*Material provided*:
■ ■ ■ ■ ■

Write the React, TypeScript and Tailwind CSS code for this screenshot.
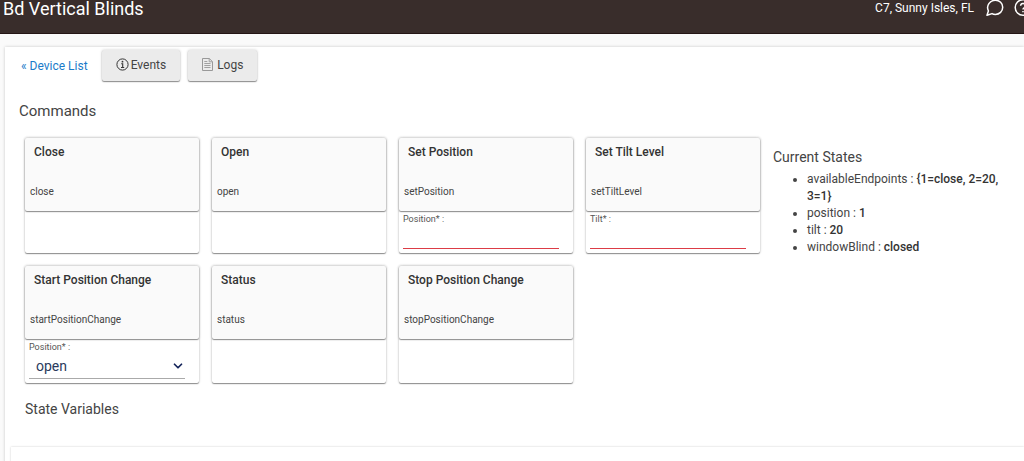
import React from 'react';
import { ChevronDown } from 'lucide-react';

type Field = { label: string; kind: 'number' | 'select'; options?: string[] };
type Command = { name: string; title: string; field?: Field };

const commands: Command[] = [
  { name: 'close', title: 'Close' },
  { name: 'open', title: 'Open' },
  { name: 'setPosition', title: 'Set Position', field: { label: 'Position* :', kind: 'number' } },
  { name: 'setTiltLevel', title: 'Set Tilt Level', field: { label: 'Tilt* :', kind: 'number' } },
  {
    name: 'startPositionChange',
    title: 'Start Position Change',
    field: { label: 'Position* :', kind: 'select', options: ['open', 'close'] },
  },
  { name: 'status', title: 'Status' },
  { name: 'stopPositionChange', title: 'Stop Position Change' },
];

const states = [
  { name: 'availableEndpoints', value: '{1=close, 2=20, 3=1}' },
  { name: 'position', value: '1' },
  { name: 'tilt', value: '20' },
  { name: 'windowBlind', value: 'closed' },
];

const raised = 'rounded-[2px] shadow-[0_1px_1px_rgba(0,0,0,0.4),0_0_3px_rgba(0,0,0,0.2)]';

function InfoIcon() {
  return (
    <svg className="size-[13px]" viewBox="0 0 13 13" fill="none" aria-hidden="true">
      <circle cx="6.5" cy="6.5" r="5.6" stroke="#333" strokeWidth="1" />
      <circle cx="6.5" cy="3.7" r="0.9" fill="#333" />
      <path d="M5.2 5.7h1.5v3.8M5 9.5h3.2" stroke="#333" strokeWidth="1.1" />
    </svg>
  );
}

function LogIcon() {
  return (
    <svg className="h-[13px] w-[11px]" viewBox="0 0 11 13" fill="none" stroke="#999" aria-hidden="true">
      <path d="M.5.5h6.8l3.2 3.2v8.8H.5z" />
      <path d="M7.2.5v3.3h3.3M2.3 3.5h3M2.3 5.5h6.2M2.3 7.5h6.2M2.3 9.5h6.2" strokeWidth="0.9" />
    </svg>
  );
}

function CommandField({ id, field }: { id: string; field: Field }) {
  return (
    <div className="pl-1 pr-3.5">
      <label htmlFor={id} className="block pt-0.5 text-[9px] leading-3 text-[#555]">
        {field.label}
      </label>
      {field.kind === 'number' ? (
        <input
          id={id}
          type="number"
          className="block h-6 w-full border-0 border-b border-solid border-b-[#dc3c46] bg-transparent px-2 text-sm outline-none"
        />
      ) : (
        <div className="relative">
          <select
            id={id}
            className="block h-[26px] w-full appearance-none border-b border-[#aaa] bg-transparent px-[7px] text-sm text-[#2a3a5c] outline-none"
          >
            {field.options?.map((option) => (
              <option key={option}>{option}</option>
            ))}
          </select>
          <ChevronDown
            className="pointer-events-none absolute right-0 top-1.5 size-3.5 text-[#14245a]"
            strokeWidth={3}
          />
        </div>
      )}
    </div>
  );
}

function CommandCard({ command }: { command: Command }) {
  return (
    <div className={`bg-white ${raised}`}>
      <button
        type="button"
        className={`flex h-[73px] w-full flex-col items-start bg-[#fafafa] px-1 pt-1.5 text-left ${raised}`}
      >
        <span className="px-[5px] text-xs font-medium leading-4 text-[#333]">{command.title}</span>
        <span className="mt-6 px-px text-[10px] leading-4 text-[#444]">{command.name}</span>
      </button>
      <div className="min-h-[42px] pb-1">
        {command.field && <CommandField id={`cmd-${command.name}`} field={command.field} />}
      </div>
    </div>
  );
}

export default function App() {
  return (
    <div className="min-h-screen overflow-hidden bg-[#fafafa] font-[Roboto,sans-serif] text-[#444]">
      <header className="flex h-[34px] items-start justify-between overflow-hidden border-b border-[#241515] bg-[#392d2b] pl-[3px] text-white">
        <h1 className="text-lg leading-[18px]">Bd Vertical Blinds</h1>
        <div className="flex items-start">
          <span className="text-xs leading-4">C7, Sunny Isles, FL</span>
          <a href="#chat" aria-label="Chat" className="ml-3">
            <svg className="size-[18px]" viewBox="0 0 18 18" fill="none" stroke="currentColor" strokeWidth="1.5" aria-hidden="true">
              <path d="M1 15.3l1.4-4.4C-.2 5.6 4 .3 9.4.3c4.2 0 7.3 3.1 7.3 6.9 0 4.2-3.2 7.2-7.3 7.2-1.3 0-2.4-.2-3.4-.8z" strokeLinejoin="round" />
            </svg>
          </a>
          <a href="#help" aria-label="Help" className="-mr-2 ml-2.5">
            <svg className="size-[18px]" viewBox="0 0 18 18" fill="none" stroke="currentColor" strokeWidth="1.5" aria-hidden="true">
              <circle cx="9" cy="7.5" r="7.8" />
              <path d="M6.6 5.8a2.4 2.4 0 1 1 3.4 2.2c-.7.4-1 .8-1 1.5M9 11v1.3" />
            </svg>
          </a>
        </div>
      </header>

      <main className="ml-[5px] mt-[13px] min-h-[414px] bg-white pl-5 pt-[3px] shadow-[0_0_3px_rgba(0,0,0,0.2)]">
        <nav className="-ml-1 flex items-center">
          <a href="#devices" className="mr-3.5 pt-px text-xs text-[#1a7bc9]">
            « Device List
          </a>
          <button type="button" className={`mr-2 flex h-[31px] items-center gap-0.5 bg-[#ebebeb] px-3.5 pb-0.5 text-xs ${raised}`}>
            <InfoIcon />
            Events
          </button>
          <button type="button" className={`flex h-[31px] items-center gap-1 bg-[#ebebeb] px-3.5 pb-0.5 text-xs ${raised}`}>
            <LogIcon />
            Logs
          </button>
        </nav>

        <h2 className="-ml-1.5 mt-5 text-[15px] leading-5">Commands</h2>

        <div className="mt-[17px] flex gap-[13px]">
          <section className="grid flex-1 grid-cols-4 gap-[13px]">
            {commands.map((command) => (
              <CommandCard key={command.name} command={command} />
            ))}
          </section>

          <aside className="w-[251px] pr-5 pt-[11px]">
            <h3 className="text-sm leading-4">Current States</h3>
            <ul className="mt-1.5 list-disc pl-[34px] text-xs leading-[17px]">
              {states.map((state) => (
                <li key={state.name}>
                  {state.name} : <span className="font-medium text-[#333]">{state.value}</span>
                </li>
              ))}
            </ul>
          </aside>
        </div>

        <h3 className="mt-4 text-sm leading-5">State Variables</h3>
        <div className="-ml-3.5 mt-7 h-8 bg-white shadow-[0_0_2px_rgba(0,0,0,0.2)]" />
      </main>
    </div>
  );
}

■ ■ ■ ■ ■

*Written task*:
Copy the listing word for word, excluding its pictures.

*Full answer*:
Write the React, TypeScript and Tailwind CSS code for this screenshot.
import React from 'react';
import { ChevronDown } from 'lucide-react';

type Field = { label: string; kind: 'number' | 'select'; options?: string[] };
type Command = { name: string; title: string; field?: Field };

const commands: Command[] = [
  { name: 'close', title: 'Close' },
  { name: 'open', title: 'Open' },
  { name: 'setPosition', title: 'Set Position', field: { label: 'Position* :', kind: 'number' } },
  { name: 'setTiltLevel', title: 'Set Tilt Level', field: { label: 'Tilt* :', kind: 'number' } },
  {
    name: 'startPositionChange',
    title: 'Start Position Change',
    field: { label: 'Position* :', kind: 'select', options: ['open', 'close'] },
  },
  { name: 'status', title: 'Status' },
  { name: 'stopPositionChange', title: 'Stop Position Change' },
];

const states = [
  { name: 'availableEndpoints', value: '{1=close, 2=20, 3=1}' },
  { name: 'position', value: '1' },
  { name: 'tilt', value: '20' },
  { name: 'windowBlind', value: 'closed' },
];

const raised = 'rounded-[2px] shadow-[0_1px_1px_rgba(0,0,0,0.4),0_0_3px_rgba(0,0,0,0.2)]';

function InfoIcon() {
  return (
    <svg className="size-[13px]" viewBox="0 0 13 13" fill="none" aria-hidden="true">
      <circle cx="6.5" cy="6.5" r="5.6" stroke="#333" strokeWidth="1" />
      <circle cx="6.5" cy="3.7" r="0.9" fill="#333" />
      <path d="M5.2 5.7h1.5v3.8M5 9.5h3.2" stroke="#333" strokeWidth="1.1" />
    </svg>
  );
}

function LogIcon() {
  return (
    <svg className="h-[13px] w-[11px]" viewBox="0 0 11 13" fill="none" stroke="#999" aria-hidden="true">
      <path d="M.5.5h6.8l3.2 3.2v8.8H.5z" />
      <path d="M7.2.5v3.3h3.3M2.3 3.5h3M2.3 5.5h6.2M2.3 7.5h6.2M2.3 9.5h6.2" strokeWidth="0.9" />
    </svg>
  );
}

function CommandField({ id, field }: { id: string; field: Field }) {
  return (
    <div className="pl-1 pr-3.5">
      <label htmlFor={id} className="block pt-0.5 text-[9px] leading-3 text-[#555]">
        {field.label}
      </label>
      {field.kind === 'number' ? (
        <input
          id={id}
          type="number"
          className="block h-6 w-full border-0 border-b border-solid border-b-[#dc3c46] bg-transparent px-2 text-sm outline-none"
        />
      ) : (
        <div className="relative">
          <select
            id={id}
            className="block h-[26px] w-full appearance-none border-b border-[#aaa] bg-transparent px-[7px] text-sm text-[#2a3a5c] outline-none"
          >
            {field.options?.map((option) => (
              <option key={option}>{option}</option>
            ))}
          </select>
          <ChevronDown
            className="pointer-events-none absolute right-0 top-1.5 size-3.5 text-[#14245a]"
            strokeWidth={3}
          />
        </div>
      )}
    </div>
  );
}

function CommandCard({ command }: { command: Command }) {
  return (
    <div className={`bg-white ${raised}`}>
      <button
        type="button"
        className={`flex h-[73px] w-full flex-col items-start bg-[#fafafa] px-1 pt-1.5 text-left ${raised}`}
      >
        <span className="px-[5px] text-xs font-medium leading-4 text-[#333]">{command.title}</span>
        <span className="mt-6 px-px text-[10px] leading-4 text-[#444]">{command.name}</span>
      </button>
      <div className="min-h-[42px] pb-1">
        {command.field && <CommandField id={`cmd-${command.name}`} field={command.field} />}
      </div>
    </div>
  );
}

export default function App() {
  return (
    <div className="min-h-screen overflow-hidden bg-[#fafafa] font-[Roboto,sans-serif] text-[#444]">
      <header className="flex h-[34px] items-start justify-between overflow-hidden border-b border-[#241515] bg-[#392d2b] pl-[3px] text-white">
        <h1 className="text-lg leading-[18px]">Bd Vertical Blinds</h1>
        <div className="flex items-start">
          <span className="text-xs leading-4">C7, Sunny Isles, FL</span>
          <a href="#chat" aria-label="Chat" className="ml-3">
            <svg className="size-[18px]" viewBox="0 0 18 18" fill="none" stroke="currentColor" strokeWidth="1.5" aria-hidden="true">
              <path d="M1 15.3l1.4-4.4C-.2 5.6 4 .3 9.4.3c4.2 0 7.3 3.1 7.3 6.9 0 4.2-3.2 7.2-7.3 7.2-1.3 0-2.4-.2-3.4-.8z" strokeLinejoin="round" />
            </svg>
          </a>
          <a href="#help" aria-label="Help" className="-mr-2 ml-2.5">
            <svg className="size-[18px]" viewBox="0 0 18 18" fill="none" stroke="currentColor" strokeWidth="1.5" aria-hidden="true">
              <circle cx="9" cy="7.5" r="7.8" />
              <path d="M6.6 5.8a2.4 2.4 0 1 1 3.4 2.2c-.7.4-1 .8-1 1.5M9 11v1.3" />
            </svg>
          </a>
        </div>
      </header>

      <main className="ml-[5px] mt-[13px] min-h-[414px] bg-white pl-5 pt-[3px] shadow-[0_0_3px_rgba(0,0,0,0.2)]">
        <nav className="-ml-1 flex items-center">
          <a href="#devices" className="mr-3.5 pt-px text-xs text-[#1a7bc9]">
            « Device List
          </a>
          <button type="button" className={`mr-2 flex h-[31px] items-center gap-0.5 bg-[#ebebeb] px-3.5 pb-0.5 text-xs ${raised}`}>
            <InfoIcon />
            Events
          </button>
          <button type="button" className={`flex h-[31px] items-center gap-1 bg-[#ebebeb] px-3.5 pb-0.5 text-xs ${raised}`}>
            <LogIcon />
            Logs
          </button>
        </nav>

        <h2 className="-ml-1.5 mt-5 text-[15px] leading-5">Commands</h2>

        <div className="mt-[17px] flex gap-[13px]">
          <section className="grid flex-1 grid-cols-4 gap-[13px]">
            {commands.map((command) => (
              <CommandCard key={command.name} command={command} />
            ))}
          </section>

          <aside className="w-[251px] pr-5 pt-[11px]">
            <h3 className="text-sm leading-4">Current States</h3>
            <ul className="mt-1.5 list-disc pl-[34px] text-xs leading-[17px]">
              {states.map((state) => (
                <li key={state.name}>
                  {state.name} : <span className="font-medium text-[#333]">{state.value}</span>
                </li>
              ))}
            </ul>
          </aside>
        </div>

        <h3 className="mt-4 text-sm leading-5">State Variables</h3>
        <div className="-ml-3.5 mt-7 h-8 bg-white shadow-[0_0_2px_rgba(0,0,0,0.2)]" />
      </main>
    </div>
  );
}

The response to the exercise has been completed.